# PROBLEM TO WORK ON
Pull every line containing "with" out of the material below.

# PROVIDED RECORDS
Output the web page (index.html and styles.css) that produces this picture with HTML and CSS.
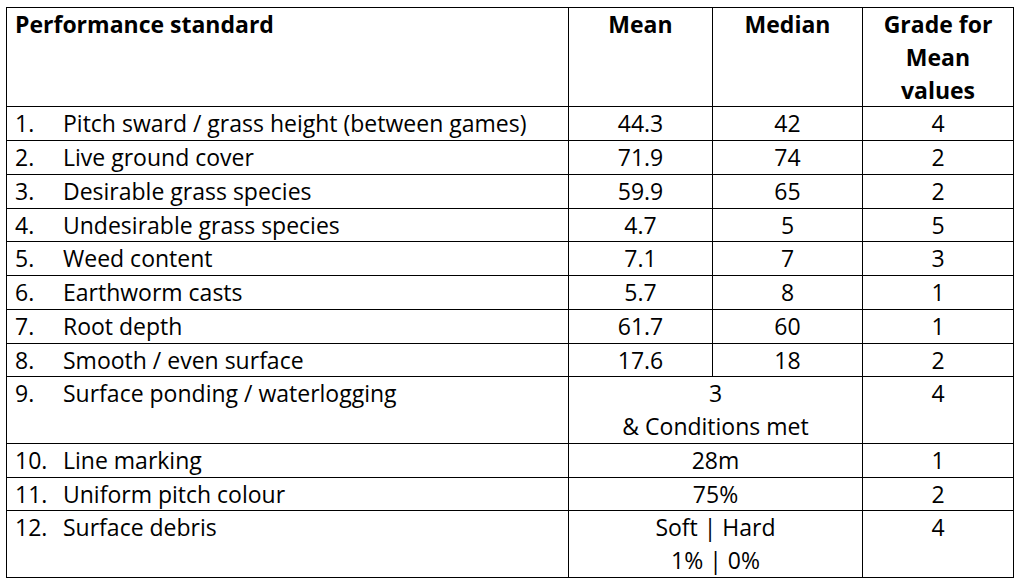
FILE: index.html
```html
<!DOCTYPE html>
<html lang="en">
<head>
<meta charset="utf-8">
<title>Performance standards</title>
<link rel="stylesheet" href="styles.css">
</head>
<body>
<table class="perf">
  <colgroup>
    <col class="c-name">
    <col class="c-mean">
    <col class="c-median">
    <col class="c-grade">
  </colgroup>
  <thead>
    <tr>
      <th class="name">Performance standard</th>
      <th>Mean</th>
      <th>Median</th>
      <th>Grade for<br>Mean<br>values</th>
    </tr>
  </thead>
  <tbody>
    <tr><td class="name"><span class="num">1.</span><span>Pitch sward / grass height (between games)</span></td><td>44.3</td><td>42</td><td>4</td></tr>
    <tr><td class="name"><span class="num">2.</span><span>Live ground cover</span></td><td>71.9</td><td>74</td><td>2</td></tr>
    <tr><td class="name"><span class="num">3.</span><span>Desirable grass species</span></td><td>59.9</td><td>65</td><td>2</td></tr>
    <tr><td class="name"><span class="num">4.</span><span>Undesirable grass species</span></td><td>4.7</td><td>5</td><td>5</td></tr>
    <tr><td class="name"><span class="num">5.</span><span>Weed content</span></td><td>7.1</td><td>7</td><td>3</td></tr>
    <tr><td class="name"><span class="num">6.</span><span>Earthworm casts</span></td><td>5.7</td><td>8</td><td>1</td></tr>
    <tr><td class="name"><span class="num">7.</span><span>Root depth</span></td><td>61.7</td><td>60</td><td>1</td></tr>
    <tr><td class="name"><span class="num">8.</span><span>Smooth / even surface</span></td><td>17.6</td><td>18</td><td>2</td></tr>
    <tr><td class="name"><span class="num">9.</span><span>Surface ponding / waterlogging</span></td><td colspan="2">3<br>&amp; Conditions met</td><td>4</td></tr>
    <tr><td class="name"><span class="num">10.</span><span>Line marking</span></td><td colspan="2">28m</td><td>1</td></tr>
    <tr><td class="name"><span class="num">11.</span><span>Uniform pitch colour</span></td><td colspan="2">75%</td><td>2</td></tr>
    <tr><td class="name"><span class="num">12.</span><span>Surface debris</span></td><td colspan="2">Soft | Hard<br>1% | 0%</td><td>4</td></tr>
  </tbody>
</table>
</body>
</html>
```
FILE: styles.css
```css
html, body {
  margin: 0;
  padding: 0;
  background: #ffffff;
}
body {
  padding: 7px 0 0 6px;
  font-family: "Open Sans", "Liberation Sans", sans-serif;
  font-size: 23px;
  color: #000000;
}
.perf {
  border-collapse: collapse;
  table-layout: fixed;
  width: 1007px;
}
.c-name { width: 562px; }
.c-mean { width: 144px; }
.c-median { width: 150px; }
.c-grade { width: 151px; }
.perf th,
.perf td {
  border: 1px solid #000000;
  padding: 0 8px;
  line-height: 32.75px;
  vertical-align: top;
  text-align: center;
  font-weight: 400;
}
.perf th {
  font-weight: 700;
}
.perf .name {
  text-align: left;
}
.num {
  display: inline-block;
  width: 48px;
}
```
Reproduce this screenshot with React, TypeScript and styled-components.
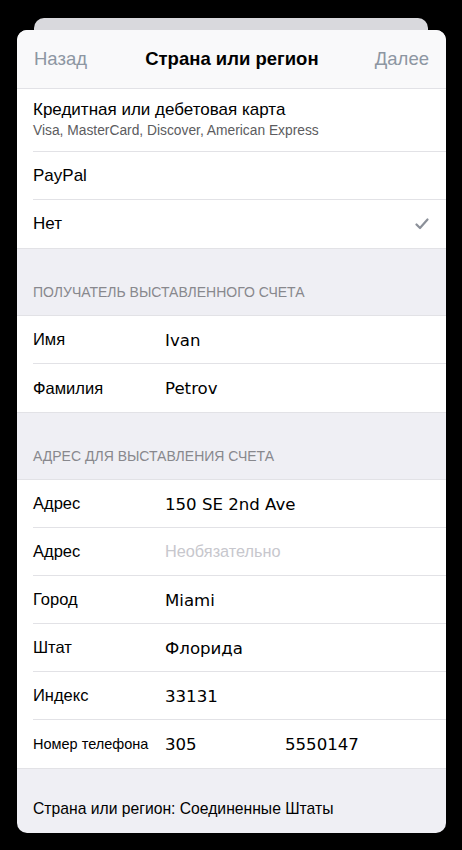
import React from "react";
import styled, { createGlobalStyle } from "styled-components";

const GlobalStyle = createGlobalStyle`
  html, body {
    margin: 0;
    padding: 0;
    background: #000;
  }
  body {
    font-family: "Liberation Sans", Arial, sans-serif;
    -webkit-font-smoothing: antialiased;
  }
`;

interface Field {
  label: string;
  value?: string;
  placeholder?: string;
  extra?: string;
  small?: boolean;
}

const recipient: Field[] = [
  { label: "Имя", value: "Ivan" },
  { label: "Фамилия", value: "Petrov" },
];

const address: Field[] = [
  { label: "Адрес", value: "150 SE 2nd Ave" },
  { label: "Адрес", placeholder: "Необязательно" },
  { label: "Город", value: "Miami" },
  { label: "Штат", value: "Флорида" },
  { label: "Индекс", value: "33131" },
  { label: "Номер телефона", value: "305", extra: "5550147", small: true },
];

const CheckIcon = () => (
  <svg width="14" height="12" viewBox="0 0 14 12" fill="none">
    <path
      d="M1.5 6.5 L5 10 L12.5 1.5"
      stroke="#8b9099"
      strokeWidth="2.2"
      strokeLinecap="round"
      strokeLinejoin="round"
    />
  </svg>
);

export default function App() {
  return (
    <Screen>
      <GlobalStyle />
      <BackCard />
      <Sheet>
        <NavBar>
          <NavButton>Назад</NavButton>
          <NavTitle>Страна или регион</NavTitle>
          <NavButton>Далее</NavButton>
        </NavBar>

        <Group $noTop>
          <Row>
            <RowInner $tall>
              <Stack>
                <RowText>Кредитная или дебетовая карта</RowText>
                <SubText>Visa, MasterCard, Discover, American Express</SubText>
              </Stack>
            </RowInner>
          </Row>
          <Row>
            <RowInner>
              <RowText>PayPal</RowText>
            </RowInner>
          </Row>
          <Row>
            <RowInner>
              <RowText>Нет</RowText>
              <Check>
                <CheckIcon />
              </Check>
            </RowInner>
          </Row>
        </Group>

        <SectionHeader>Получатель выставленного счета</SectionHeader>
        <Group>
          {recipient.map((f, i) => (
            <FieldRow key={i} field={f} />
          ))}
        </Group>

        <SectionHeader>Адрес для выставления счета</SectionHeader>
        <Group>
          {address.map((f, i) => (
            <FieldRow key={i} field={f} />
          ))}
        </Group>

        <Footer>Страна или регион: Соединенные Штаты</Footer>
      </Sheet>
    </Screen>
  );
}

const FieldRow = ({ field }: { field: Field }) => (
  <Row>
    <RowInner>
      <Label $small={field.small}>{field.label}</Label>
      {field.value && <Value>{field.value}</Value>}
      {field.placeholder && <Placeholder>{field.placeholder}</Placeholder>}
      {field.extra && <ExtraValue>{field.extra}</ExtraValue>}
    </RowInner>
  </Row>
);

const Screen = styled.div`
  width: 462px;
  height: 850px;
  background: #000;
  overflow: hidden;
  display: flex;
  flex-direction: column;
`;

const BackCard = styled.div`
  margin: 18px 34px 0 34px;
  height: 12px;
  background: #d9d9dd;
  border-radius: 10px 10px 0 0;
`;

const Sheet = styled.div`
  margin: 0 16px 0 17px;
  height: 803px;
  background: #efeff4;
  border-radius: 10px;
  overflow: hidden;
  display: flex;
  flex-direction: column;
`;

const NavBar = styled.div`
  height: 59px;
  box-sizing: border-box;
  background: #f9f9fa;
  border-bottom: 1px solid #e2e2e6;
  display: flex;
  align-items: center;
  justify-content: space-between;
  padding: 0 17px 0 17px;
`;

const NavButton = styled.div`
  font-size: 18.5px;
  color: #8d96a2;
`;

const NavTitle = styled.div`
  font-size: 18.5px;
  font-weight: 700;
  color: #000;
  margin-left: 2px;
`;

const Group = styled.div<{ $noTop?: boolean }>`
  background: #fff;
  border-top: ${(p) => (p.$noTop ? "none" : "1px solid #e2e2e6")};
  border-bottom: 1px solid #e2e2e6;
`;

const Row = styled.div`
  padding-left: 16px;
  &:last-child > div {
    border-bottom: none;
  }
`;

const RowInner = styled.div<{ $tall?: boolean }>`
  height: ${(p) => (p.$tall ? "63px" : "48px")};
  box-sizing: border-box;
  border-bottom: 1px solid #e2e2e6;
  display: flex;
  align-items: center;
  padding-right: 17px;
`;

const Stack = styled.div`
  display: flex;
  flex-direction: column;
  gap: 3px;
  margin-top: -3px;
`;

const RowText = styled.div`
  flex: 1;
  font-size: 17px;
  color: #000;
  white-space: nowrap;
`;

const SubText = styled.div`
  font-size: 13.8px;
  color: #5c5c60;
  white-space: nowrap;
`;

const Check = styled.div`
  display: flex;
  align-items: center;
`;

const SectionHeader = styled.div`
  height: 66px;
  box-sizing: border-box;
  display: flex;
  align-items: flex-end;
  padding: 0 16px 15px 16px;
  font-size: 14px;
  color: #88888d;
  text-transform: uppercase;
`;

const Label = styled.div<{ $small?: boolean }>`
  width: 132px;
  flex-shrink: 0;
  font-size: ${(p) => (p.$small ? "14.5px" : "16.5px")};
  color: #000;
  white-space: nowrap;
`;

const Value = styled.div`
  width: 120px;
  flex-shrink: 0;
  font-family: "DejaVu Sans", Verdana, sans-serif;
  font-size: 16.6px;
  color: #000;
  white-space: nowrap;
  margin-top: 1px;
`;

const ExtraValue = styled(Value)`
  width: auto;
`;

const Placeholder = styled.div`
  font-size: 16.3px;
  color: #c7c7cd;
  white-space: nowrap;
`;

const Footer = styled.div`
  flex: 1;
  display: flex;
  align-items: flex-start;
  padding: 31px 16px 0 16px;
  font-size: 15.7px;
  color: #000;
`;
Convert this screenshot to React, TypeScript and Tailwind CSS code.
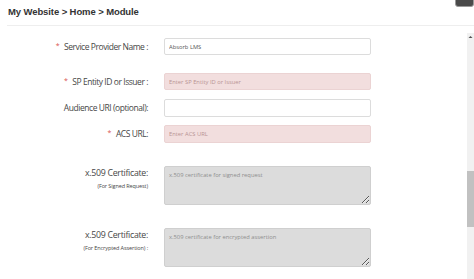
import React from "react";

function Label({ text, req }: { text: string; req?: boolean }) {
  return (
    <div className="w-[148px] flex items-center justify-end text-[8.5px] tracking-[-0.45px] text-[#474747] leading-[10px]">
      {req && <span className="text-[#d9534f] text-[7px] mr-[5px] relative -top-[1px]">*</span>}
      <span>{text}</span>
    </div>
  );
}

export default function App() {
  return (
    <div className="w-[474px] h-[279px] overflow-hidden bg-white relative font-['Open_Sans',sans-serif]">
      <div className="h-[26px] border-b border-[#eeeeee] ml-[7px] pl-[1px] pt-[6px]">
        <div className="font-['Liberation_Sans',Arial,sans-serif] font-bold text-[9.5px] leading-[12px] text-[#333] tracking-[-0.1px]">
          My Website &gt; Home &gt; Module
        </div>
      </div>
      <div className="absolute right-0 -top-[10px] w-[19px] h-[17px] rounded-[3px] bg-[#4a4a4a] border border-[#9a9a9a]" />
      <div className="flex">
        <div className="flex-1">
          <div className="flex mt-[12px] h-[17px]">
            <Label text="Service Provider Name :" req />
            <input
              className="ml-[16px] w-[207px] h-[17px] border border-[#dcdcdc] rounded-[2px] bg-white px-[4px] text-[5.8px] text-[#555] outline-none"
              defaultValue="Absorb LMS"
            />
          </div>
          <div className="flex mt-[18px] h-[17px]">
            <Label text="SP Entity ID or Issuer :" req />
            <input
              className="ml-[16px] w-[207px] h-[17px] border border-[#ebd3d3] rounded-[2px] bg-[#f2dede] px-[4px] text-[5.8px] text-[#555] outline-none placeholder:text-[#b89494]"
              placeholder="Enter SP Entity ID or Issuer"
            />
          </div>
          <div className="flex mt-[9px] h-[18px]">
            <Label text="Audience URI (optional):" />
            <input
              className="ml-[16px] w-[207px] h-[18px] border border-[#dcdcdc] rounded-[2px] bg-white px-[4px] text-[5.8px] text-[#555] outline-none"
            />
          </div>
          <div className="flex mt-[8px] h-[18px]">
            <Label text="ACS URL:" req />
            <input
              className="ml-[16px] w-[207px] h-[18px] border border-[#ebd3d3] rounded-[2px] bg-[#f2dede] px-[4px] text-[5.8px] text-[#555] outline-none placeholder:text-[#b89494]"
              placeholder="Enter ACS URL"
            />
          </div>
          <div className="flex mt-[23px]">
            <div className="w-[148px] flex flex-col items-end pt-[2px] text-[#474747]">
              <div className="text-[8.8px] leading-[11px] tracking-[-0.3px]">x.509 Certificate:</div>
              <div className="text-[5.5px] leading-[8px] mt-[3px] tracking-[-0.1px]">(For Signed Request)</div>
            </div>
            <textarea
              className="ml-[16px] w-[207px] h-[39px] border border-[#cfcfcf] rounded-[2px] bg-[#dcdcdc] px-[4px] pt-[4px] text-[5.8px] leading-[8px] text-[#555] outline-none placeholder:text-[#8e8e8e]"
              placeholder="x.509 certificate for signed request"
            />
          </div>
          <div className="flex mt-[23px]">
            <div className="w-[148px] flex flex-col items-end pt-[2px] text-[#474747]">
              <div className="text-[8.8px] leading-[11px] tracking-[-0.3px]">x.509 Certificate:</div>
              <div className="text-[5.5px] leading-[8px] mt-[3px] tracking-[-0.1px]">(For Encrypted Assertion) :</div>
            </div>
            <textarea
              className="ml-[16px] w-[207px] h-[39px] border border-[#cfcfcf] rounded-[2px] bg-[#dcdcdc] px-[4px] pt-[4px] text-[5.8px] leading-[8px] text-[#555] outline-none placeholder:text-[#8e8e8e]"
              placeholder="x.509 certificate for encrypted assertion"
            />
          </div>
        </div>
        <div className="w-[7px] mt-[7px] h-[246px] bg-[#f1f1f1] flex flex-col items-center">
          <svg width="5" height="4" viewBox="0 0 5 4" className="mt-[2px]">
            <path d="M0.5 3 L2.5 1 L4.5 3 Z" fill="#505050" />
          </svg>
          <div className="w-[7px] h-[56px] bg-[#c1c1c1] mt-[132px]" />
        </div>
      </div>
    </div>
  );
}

# ANSWER BELOW
Output the web page (index.html and styles.css) that produces this picture with HTML and CSS.
Reproduce this screenshot with React, TypeScript and styled-components.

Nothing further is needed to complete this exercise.